§ DATA SHOWN
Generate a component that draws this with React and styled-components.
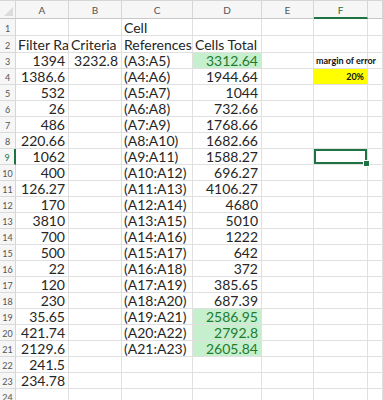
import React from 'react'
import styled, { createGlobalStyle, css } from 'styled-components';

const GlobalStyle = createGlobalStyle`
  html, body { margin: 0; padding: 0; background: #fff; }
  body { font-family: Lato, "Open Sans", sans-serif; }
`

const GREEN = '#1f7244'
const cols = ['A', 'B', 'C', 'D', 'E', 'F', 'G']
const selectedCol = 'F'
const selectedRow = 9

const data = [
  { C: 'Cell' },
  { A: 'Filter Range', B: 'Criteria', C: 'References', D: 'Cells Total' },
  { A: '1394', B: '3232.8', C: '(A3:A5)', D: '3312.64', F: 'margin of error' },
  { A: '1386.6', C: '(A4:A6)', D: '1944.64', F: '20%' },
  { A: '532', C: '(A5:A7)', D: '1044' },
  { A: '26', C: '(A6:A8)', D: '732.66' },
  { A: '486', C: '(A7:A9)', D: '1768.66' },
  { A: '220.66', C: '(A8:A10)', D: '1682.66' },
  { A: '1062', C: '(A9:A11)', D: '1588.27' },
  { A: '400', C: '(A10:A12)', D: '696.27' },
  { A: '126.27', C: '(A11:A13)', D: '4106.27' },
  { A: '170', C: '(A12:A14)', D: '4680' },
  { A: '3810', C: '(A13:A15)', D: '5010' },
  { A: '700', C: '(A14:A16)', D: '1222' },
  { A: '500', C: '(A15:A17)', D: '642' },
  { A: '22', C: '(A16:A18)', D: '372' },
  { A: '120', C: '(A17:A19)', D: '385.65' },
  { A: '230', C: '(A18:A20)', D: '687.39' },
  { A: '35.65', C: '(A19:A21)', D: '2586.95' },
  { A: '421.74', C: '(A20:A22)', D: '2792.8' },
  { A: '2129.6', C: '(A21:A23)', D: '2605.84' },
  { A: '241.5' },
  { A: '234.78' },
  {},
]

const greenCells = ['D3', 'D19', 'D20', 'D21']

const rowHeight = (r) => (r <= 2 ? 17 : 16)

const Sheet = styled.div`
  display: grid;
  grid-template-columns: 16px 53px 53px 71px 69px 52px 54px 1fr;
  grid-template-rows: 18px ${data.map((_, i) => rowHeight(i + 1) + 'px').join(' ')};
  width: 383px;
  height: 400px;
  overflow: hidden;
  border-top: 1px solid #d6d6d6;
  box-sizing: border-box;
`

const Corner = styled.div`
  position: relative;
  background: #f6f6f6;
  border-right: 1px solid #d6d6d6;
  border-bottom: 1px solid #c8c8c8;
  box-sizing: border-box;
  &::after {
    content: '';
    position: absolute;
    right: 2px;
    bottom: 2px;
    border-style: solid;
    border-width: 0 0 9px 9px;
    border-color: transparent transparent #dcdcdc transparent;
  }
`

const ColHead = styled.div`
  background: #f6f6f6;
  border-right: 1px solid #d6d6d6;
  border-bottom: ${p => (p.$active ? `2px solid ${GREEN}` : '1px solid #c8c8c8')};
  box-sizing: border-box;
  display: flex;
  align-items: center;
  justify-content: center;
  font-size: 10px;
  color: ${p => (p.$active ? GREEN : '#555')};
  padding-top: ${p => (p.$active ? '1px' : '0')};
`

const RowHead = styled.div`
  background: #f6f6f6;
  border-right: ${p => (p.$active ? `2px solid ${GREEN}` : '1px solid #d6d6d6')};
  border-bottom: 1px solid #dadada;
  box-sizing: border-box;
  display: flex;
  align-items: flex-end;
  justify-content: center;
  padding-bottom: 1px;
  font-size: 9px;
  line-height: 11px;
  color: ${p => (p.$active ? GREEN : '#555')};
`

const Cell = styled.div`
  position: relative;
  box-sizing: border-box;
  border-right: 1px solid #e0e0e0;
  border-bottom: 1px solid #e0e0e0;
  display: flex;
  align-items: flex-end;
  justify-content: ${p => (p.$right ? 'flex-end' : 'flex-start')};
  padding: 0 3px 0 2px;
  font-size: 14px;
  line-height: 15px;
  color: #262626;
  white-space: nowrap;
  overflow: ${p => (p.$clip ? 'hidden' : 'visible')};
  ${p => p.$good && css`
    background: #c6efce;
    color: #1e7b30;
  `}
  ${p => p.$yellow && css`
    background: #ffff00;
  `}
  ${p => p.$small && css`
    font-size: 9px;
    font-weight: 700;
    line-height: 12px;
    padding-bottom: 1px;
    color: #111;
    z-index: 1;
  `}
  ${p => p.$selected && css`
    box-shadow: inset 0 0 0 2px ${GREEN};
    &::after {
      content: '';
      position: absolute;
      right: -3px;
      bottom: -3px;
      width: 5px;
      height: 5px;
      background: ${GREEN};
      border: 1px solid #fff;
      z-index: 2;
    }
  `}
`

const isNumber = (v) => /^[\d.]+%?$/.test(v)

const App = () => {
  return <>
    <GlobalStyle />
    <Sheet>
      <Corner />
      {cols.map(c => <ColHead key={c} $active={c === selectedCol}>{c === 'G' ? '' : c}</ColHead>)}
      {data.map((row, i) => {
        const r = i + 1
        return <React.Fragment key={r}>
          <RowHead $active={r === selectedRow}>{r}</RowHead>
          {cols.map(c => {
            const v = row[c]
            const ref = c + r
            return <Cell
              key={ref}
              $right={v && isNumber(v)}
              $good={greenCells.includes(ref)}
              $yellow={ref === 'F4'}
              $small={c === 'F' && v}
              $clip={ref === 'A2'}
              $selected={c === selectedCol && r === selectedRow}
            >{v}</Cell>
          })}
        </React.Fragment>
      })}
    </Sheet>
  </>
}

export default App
--
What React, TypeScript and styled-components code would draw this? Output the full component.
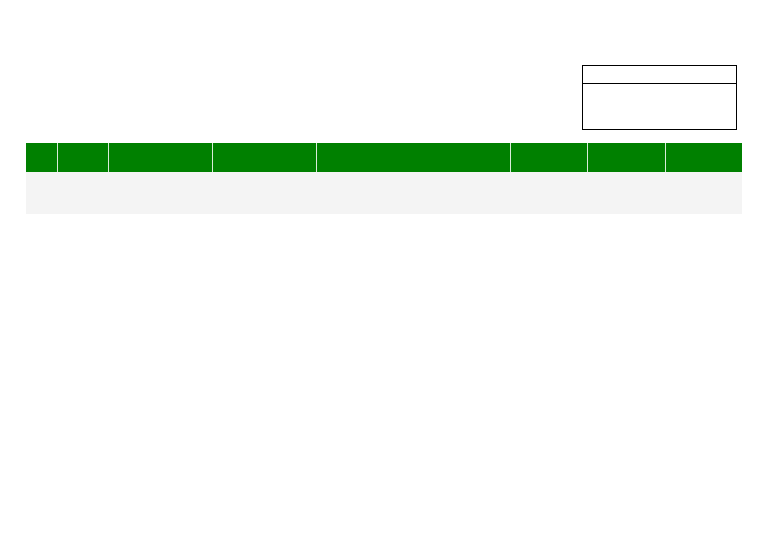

§ EXERCISE
Reproduce every line of the listing above in which the string "React" appears.

§ EXERCISE RESULT
Generate a component that draws this with React and styled-components.
import React from 'react'
        return <React.Fragment key={r}>
        </React.Fragment>
What React, TypeScript and styled-components code would draw this? Output the full component.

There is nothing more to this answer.